More than merely not “Bollywood”, Dhobi Ghat is not even terribly Indian, though it is utterly Mumbai. One American critic wrote that it owes more to French auteur cinema than to Satyajit Ray, and that is true. It was Truffaut who walked out when Pather Panchali was first shown at Cannes; the nods and nudges in Mumbai Dreams (the dodgy English title) seem more towards Goddard.

Dhobi Ghat is not a masterpiece either. But it is a low-key triumph; an immensely promising first feature. If there is to be a second Indian new wave, Kiran Rao will be part of it. And it will be part of the mainstream. That is how times have changed.


Tags: , , , ,


2 Responses to “Sunday Review: Dhobi Ghat, No One Killed Jessica”

  1. Dan Hodges says:

    …All the President’s Men IS a masterpiece…

  2. Arjun says:

    I stopped going to see Hindi films a few years ago because the soul has gone out of the industry. Take the songs for example, there are no traditonal indian music or instruments, just electric guitars and keyboards. when was the last time you heard a song that was entirely in hindi? why the need for the corniest sounding english lines?

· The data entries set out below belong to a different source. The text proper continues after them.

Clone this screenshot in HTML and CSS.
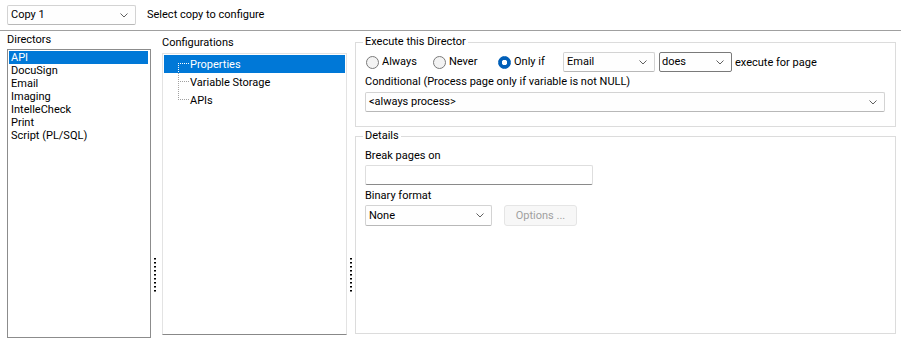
FILE: index.html
```html
<!DOCTYPE html>
<html lang="en">
<head>
    <meta charset="UTF-8">
    <title>Director Configuration</title>
    <link rel="stylesheet" href="styles.css">
</head>
<body>
    <!-- Copy selector -->
    <div class="toolbar">
        <div class="combo combo-copy">
            <span>Copy 1</span>
            <svg class="chevron" width="8" height="5" viewBox="0 0 8 5"><path d="M0.5 0.5 L4 4 L7.5 0.5"/></svg>
        </div>
        <span class="toolbar-label">Select copy to configure</span>
    </div>

    <div class="main">
        <!-- Directors list -->
        <div class="pane directors">
            <div class="pane-title">Directors</div>
            <ul class="listbox">
                <li class="selected">API</li>
                <li>DocuSign</li>
                <li>Email</li>
                <li>Imaging</li>
                <li>IntelleCheck</li>
                <li>Print</li>
                <li>Script (PL/SQL)</li>
            </ul>
        </div>
        <div class="splitter"><div class="grip"></div></div>

        <!-- Configurations tree -->
        <div class="pane configs">
            <div class="pane-title">Configurations</div>
            <ul class="tree">
                <li class="selected"><span class="branch first"></span><span>Properties</span></li>
                <li><span class="branch"></span><span>Variable Storage</span></li>
                <li><span class="branch last"></span><span>APIs</span></li>
            </ul>
        </div>
        <div class="splitter narrow"><div class="grip"></div></div>

        <!-- Settings -->
        <div class="pane settings">
            <fieldset class="group group-exec">
                <legend>Execute this Director</legend>
                <div class="exec-row">
                    <label class="radio"><span class="radio-dot"></span>Always</label>
                    <label class="radio"><span class="radio-dot"></span>Never</label>
                    <label class="radio"><span class="radio-dot checked"></span>Only if</label>
                    <div class="combo combo-var">
                        <span>Email</span>
                        <svg class="chevron" width="8" height="5" viewBox="0 0 8 5"><path d="M0.5 0.5 L4 4 L7.5 0.5"/></svg>
                    </div>
                    <div class="combo combo-does focused">
                        <span>does</span>
                        <svg class="chevron" width="8" height="5" viewBox="0 0 8 5"><path d="M0.5 0.5 L4 4 L7.5 0.5"/></svg>
                    </div>
                    <span class="after-text">execute for page</span>
                </div>
                <div class="field-label">Conditional (Process page only if variable is not NULL)</div>
                <div class="combo combo-wide">
                    <span>&lt;always process&gt;</span>
                    <svg class="chevron" width="8" height="5" viewBox="0 0 8 5"><path d="M0.5 0.5 L4 4 L7.5 0.5"/></svg>
                </div>
            </fieldset>

            <fieldset class="group group-details">
                <legend>Details</legend>
                <div class="field-label first">Break pages on</div>
                <div class="textbox"></div>
                <div class="field-label">Binary format</div>
                <div class="format-row">
                    <div class="combo combo-format">
                        <span>None</span>
                        <svg class="chevron" width="8" height="5" viewBox="0 0 8 5"><path d="M0.5 0.5 L4 4 L7.5 0.5"/></svg>
                    </div>
                    <button class="btn" disabled>Options ...</button>
                </div>
            </fieldset>
        </div>
    </div>
</body>
</html>
```

FILE: styles.css
```css
body {
    margin: 0;
    font-family: Roboto, "Noto Sans", sans-serif;
    font-size: 11px;
    color: #000;
    background-color: #fff;
    width: 901px;
    height: 341px;
    overflow: hidden;
}
ul {
    list-style: none;
    margin: 0;
    padding: 0;
}

/* top bar */
.toolbar {
    display: flex;
    align-items: center;
    height: 31px;
    padding: 0 0 0 7px;
    border-bottom: 1px solid #a0a0a0;
    box-sizing: border-box;
}
.toolbar-label {
    margin-left: 11px;
    line-height: 14px;
}

/* combo boxes */
.combo {
    display: flex;
    align-items: center;
    justify-content: space-between;
    height: 20px;
    box-sizing: border-box;
    padding: 0 7px 0 3px;
    border: 1px solid #d3d3d3;
    border-bottom-color: #b8b8b8;
    border-radius: 2px;
    background-color: #fefefe;
    line-height: 14px;
}
.combo.focused {
    border-color: #7a7a7a;
    padding-left: 2px;
}
.chevron path {
    fill: none;
    stroke: #606060;
    stroke-width: 1;
}
.combo-copy { width: 129px; }
.combo-var { width: 92px; }
.combo-does { width: 73px; margin-left: 4px; }
.combo-wide { width: 520px; margin-top: 3px; }
.combo-format { width: 127px; height: 21px; }

/* main area */
.main {
    display: flex;
    height: 310px;
}
.pane {
    display: flex;
    flex-direction: column;
    box-sizing: border-box;
}
.pane-title {
    line-height: 14px;
}
.directors {
    margin-left: 7px;
    width: 144px;
    padding-bottom: 3px;
}
.directors .pane-title {
    padding-top: 2px;
}
.listbox {
    flex: 1;
    margin-top: 2px;
    border: 1px solid #8c8c8c;
    padding: 1px;
}
.listbox li {
    height: 13px;
    line-height: 13px;
    padding-left: 2px;
    margin-right: 1px;
}
.listbox li.selected {
    background-color: #0078d7;
    color: #fff;
}

.splitter {
    width: 11px;
}
.splitter.narrow {
    width: 8px;
}
.grip {
    width: 2px;
    height: 35px;
    margin: 227px 0 0 3px;
    background-image: repeating-linear-gradient(to bottom, #000 0 1px, #777 1px 2px, transparent 2px 4px);
}

.configs {
    width: 185px;
    padding-bottom: 6px;
}
.configs .pane-title {
    padding-top: 5px;
}
.tree {
    flex: 1;
    margin-top: 3px;
    padding: 1px;
    border: 1px solid #e3e3e3;
    border-bottom-color: #888;
}
.tree li {
    display: flex;
    align-items: center;
    height: 18px;
    padding-left: 14px;
    color: #000;
}
.tree li.selected {
    background-color: #0078d7;
    color: #fff;
}
.branch {
    width: 11px;
    height: 18px;
    margin-right: 1px;
    color: #a0a0a0;
    background-repeat: no-repeat;
    background-image:
        repeating-linear-gradient(to right, currentColor 0 1px, transparent 1px 2px),
        repeating-linear-gradient(to bottom, currentColor 0 1px, transparent 1px 2px);
    background-size: 11px 1px, 1px 18px;
    background-position: 0 8px, 0 0;
}
.branch.first {
    background-size: 11px 1px, 1px 10px;
    background-position: 0 8px, 0 8px;
}
.branch.last {
    background-size: 11px 1px, 1px 9px;
    background-position: 0 8px, 0 0;
}
.tree li.selected .branch {
    color: #fff;
}

/* settings groups */
.settings {
    flex: 1;
    margin-right: 5px;
    padding-bottom: 7px;
}
.group {
    margin: 0;
    border: 1px solid #dcdcdc;
    min-width: 0;
}
.group legend {
    padding: 0 2px;
    margin-left: -2px;
    line-height: 14px;
}
.group-exec {
    margin-top: 4px;
    padding: 3px 10px 14px 9px;
}
.group-details {
    flex: 1;
    margin-top: 2px;
    padding: 6px 10px 0 9px;
}
.exec-row {
    display: flex;
    align-items: center;
    height: 20px;
}
.radio {
    display: flex;
    align-items: center;
    line-height: 14px;
}
.radio:first-child {
    margin-left: 1px;
    width: 67px;
}
.radio:nth-child(2),
.radio:nth-child(3) {
    width: 65px;
}
.radio-dot {
    width: 11px;
    height: 11px;
    margin-right: 3px;
    border: 1px solid #7a7a7a;
    border-radius: 50%;
    background-color: #f3f3f3;
}
.radio-dot.checked {
    border-color: #005fb8;
    background-color: #fff;
    background-image: radial-gradient(circle, #fff 0 2.5px, #005fb8 3px);
}
.after-text {
    margin-left: 3px;
}
.field-label {
    margin-top: 3px;
    line-height: 14px;
}
.group-details .field-label {
    margin-top: 4px;
}
.group-details .field-label.first {
    margin-top: 0;
}
.textbox {
    width: 228px;
    height: 20px;
    margin-top: 2px;
    box-sizing: border-box;
    border: 1px solid #dedede;
    border-bottom-color: #8a8a8a;
    border-radius: 2px;
}
.format-row {
    display: flex;
    align-items: center;
    margin-top: 2px;
}
.btn {
    width: 73px;
    height: 21px;
    margin-left: 12px;
    padding: 0;
    font-family: inherit;
    font-size: 11px;
    color: #a0a0a0;
    background-color: #f7f7f7;
    border: 1px solid #e5e5e5;
    border-radius: 3px;
}
```
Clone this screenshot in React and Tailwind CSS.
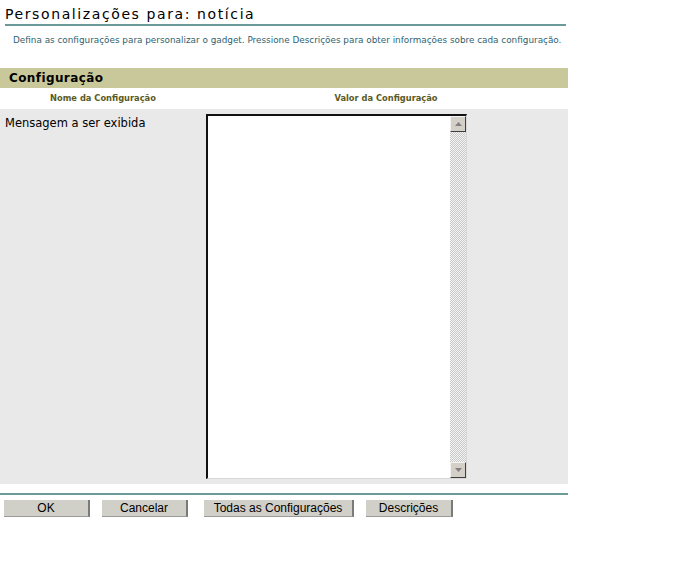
import React from 'react';

const checker = {
  backgroundImage:
    'repeating-conic-gradient(#c8c8c8 0% 25%, #f4f4f4 0% 50%)',
  backgroundSize: '2px 2px',
};

const ScrollButton = ({ up }) => (
  <div className="w-[16px] h-[16px] bg-[#d4d0c8] border border-t-[#f4f4f4] border-l-[#f4f4f4] border-r-[#404040] border-b-[#404040] flex items-center justify-center">
    <svg width="7" height="4" viewBox="0 0 7 4">
      {up ? <path d="M3.5 0 L7 4 L0 4 Z" fill="#808080" /> : <path d="M0 0 L7 0 L3.5 4 Z" fill="#808080" />}
    </svg>
  </div>
);

const Button = ({ label, width }) => (
  <button
    className={`${width} h-[17px] bg-[#d0cfc8] border-r-2 border-b border-r-[#7a7a7a] border-b-[#9a9a9a] text-[12px] leading-none text-black font-['Liberation_Sans',Arial,sans-serif]`}
  >
    {label}
  </button>
);

export default function App() {
  return (
    <div className="w-[696px] h-[574px] bg-white font-['DejaVu_Sans',Verdana,sans-serif]">
      {/* Title */}
      <div className="pl-[5px] pt-[5px] w-[566px]">
        <h1 className="text-[14px] leading-[18px] tracking-[1.6px] text-black">Personalizações para: notícia</h1>
        <div className="h-[2px] bg-[#6a9a9a] mt-[1px]" />
      </div>

      <p className="pl-[13px] pt-[8px] text-[8.85px] leading-[12px] text-[#2f5f6f]">
        Defina as configurações para personalizar o gadget. Pressione Descrições para obter informações sobre cada configuração.
      </p>

      {/* Section header */}
      <div className="mt-[22px] w-[568px] h-[20px] bg-[#c8c89a] flex items-center pl-[9px]">
        <span className="text-[12px] font-bold tracking-[0.4px] text-black">Configuração</span>
      </div>

      {/* Column headers */}
      <div className="w-[568px] flex h-[21px] items-center text-[8.3px] font-bold text-[#5a5a1e]">
        <div className="w-[206px] text-center">Nome da Configuração</div>
        <div className="w-[360px] text-center">Valor da Configuração</div>
      </div>

      {/* Row */}
      <div className="w-[568px] h-[375px] bg-[#e9e9e9] flex">
        <div className="w-[206px] pl-[5px] pt-[7px] text-[11.5px] leading-[14px] text-black">Mensagem a ser exibida</div>
        <div className="pt-[5px]">
          <div className="w-[261px] h-[365px] bg-white border-t-2 border-l-2 border-t-[#111] border-l-[#111] border-r border-b border-r-[#d8d8d8] border-b-[#d8d8d8] flex justify-end">
            <div className="w-[16px] flex flex-col" style={checker}>
              <ScrollButton up />
              <div className="flex-1" />
              <ScrollButton />
            </div>
          </div>
        </div>
      </div>

      {/* Bottom rule */}
      <div className="mt-[9px] w-[568px] h-[2px] bg-[#6a9a9a]" />

      {/* Buttons */}
      <div className="flex pt-[5px] pl-[4px]">
        <Button label="OK" width="w-[86px]" />
        <div className="w-[12px]" />
        <Button label="Cancelar" width="w-[86px]" />
        <div className="w-[16px]" />
        <Button label="Todas as Configurações" width="w-[150px]" />
        <div className="w-[12px]" />
        <Button label="Descrições" width="w-[87px]" />
      </div>
    </div>
  );
}
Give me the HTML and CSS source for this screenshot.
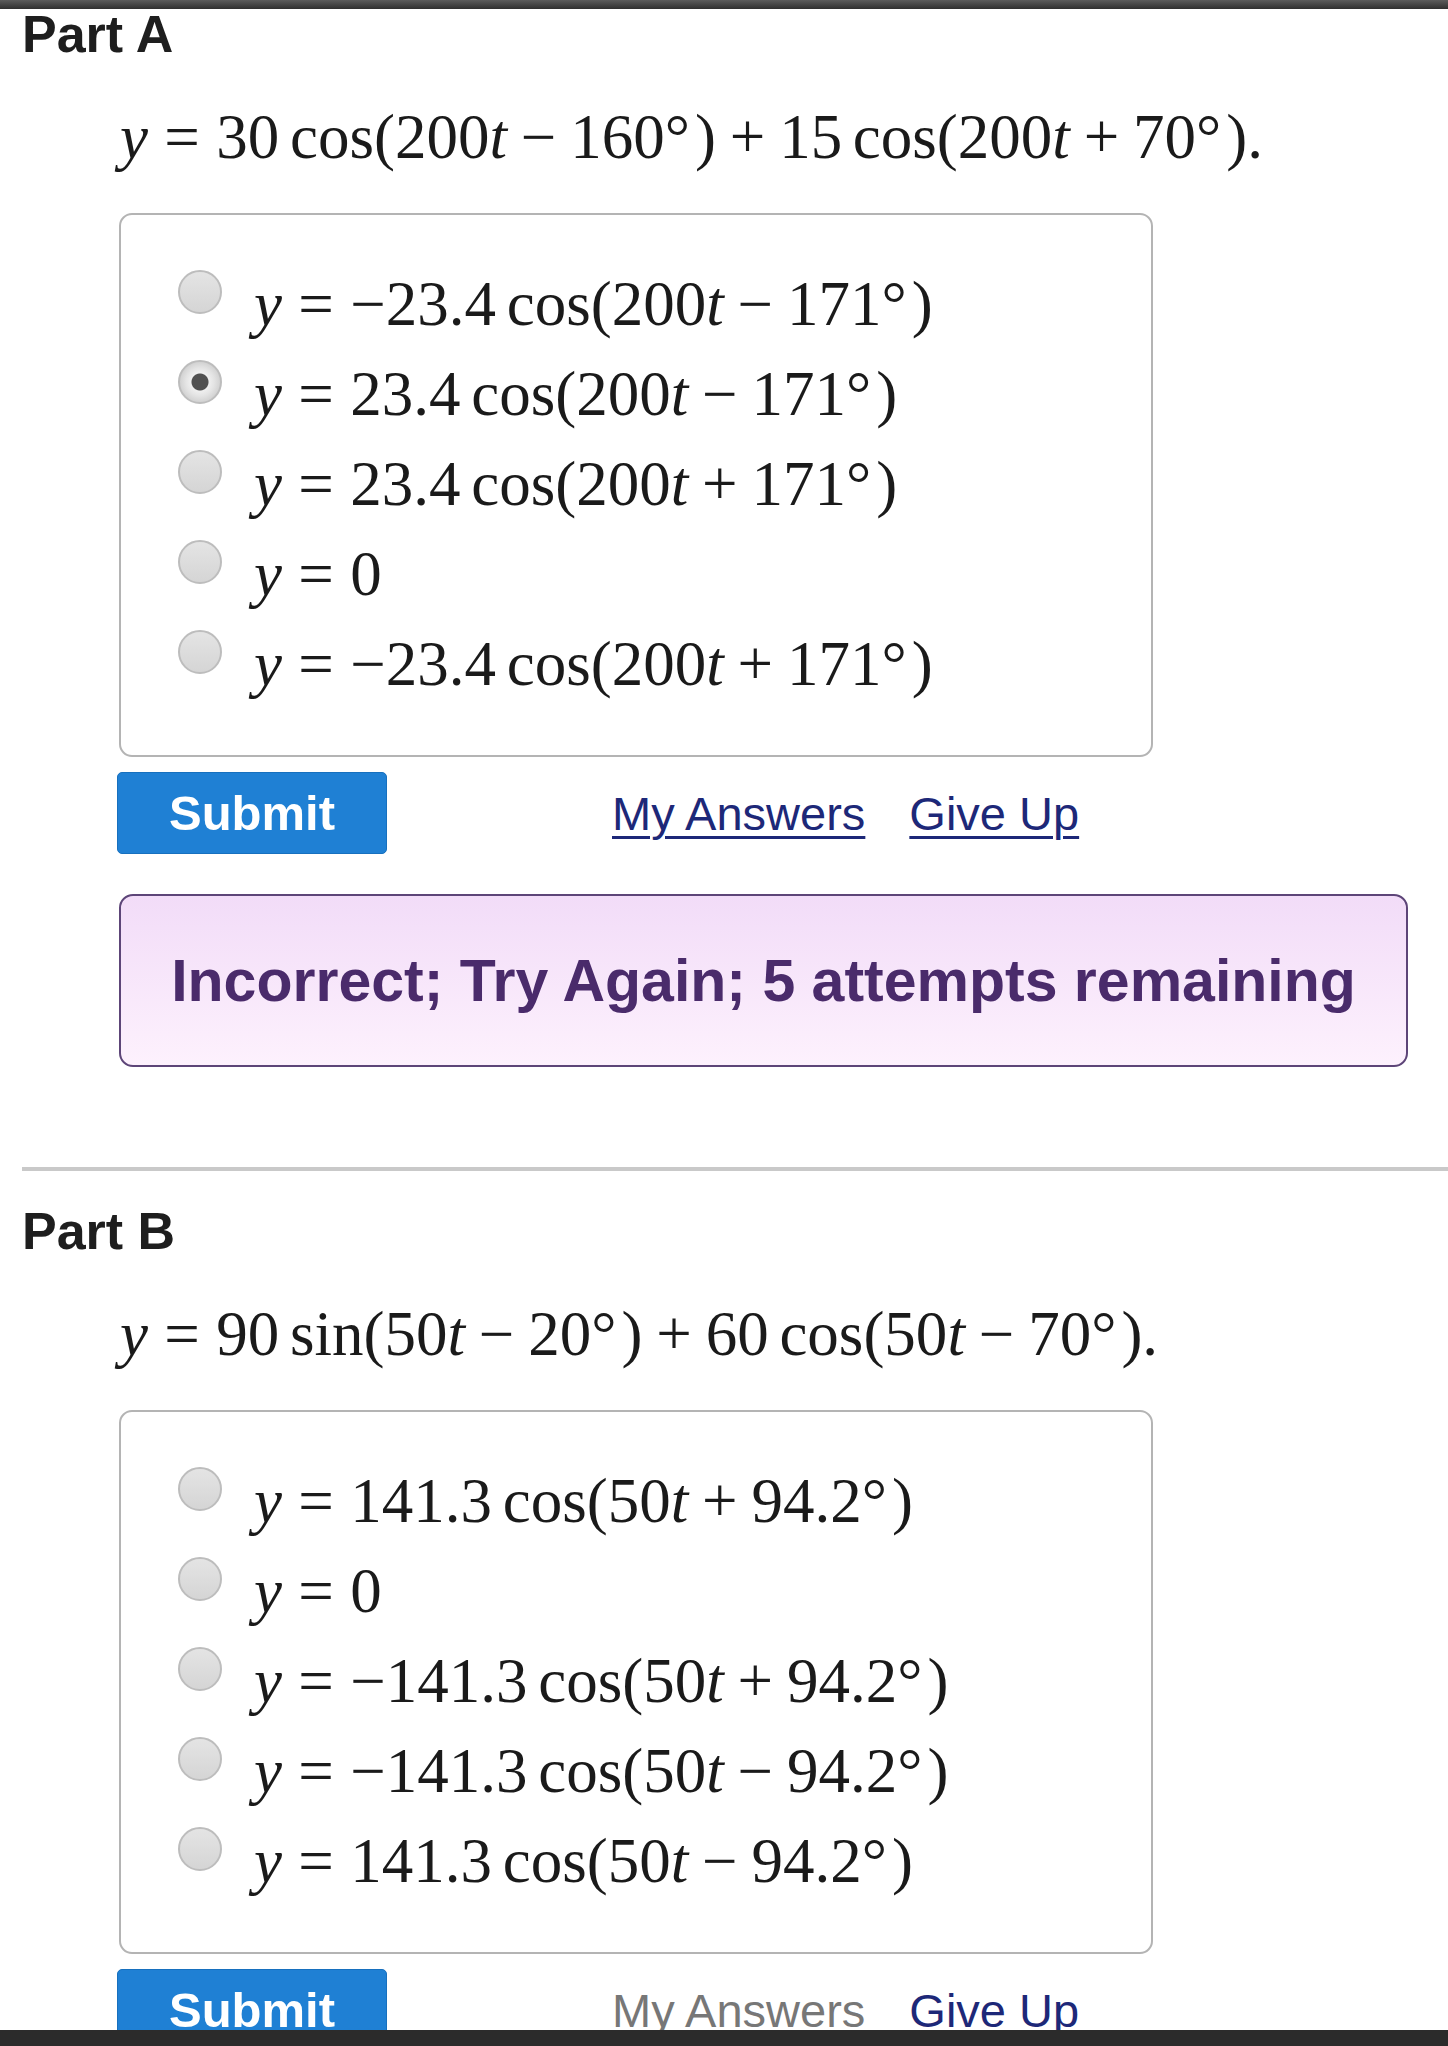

    Films are slicker now but with they have lost their substance. My favourite film is Border, compare songs like sandese aate hain to some of the rubbish around now. it all sounds the same and it could be made anywhere in the world.

    I am not saying that all the old films were excellent (most of the films in the 90s were god awful and embarassing) or that all the current films are bad, but there is a loss of identity and a race tot he bottom in terms of commercialisation. The same with cricket. I cant bear to watch IPL, its a farce, an entertainment, a money making exercise. they dont play for national pride or professional pride in skill. they play for lambourginis.

    It is sad to see a nation quite literally sell its soul, and it started with films.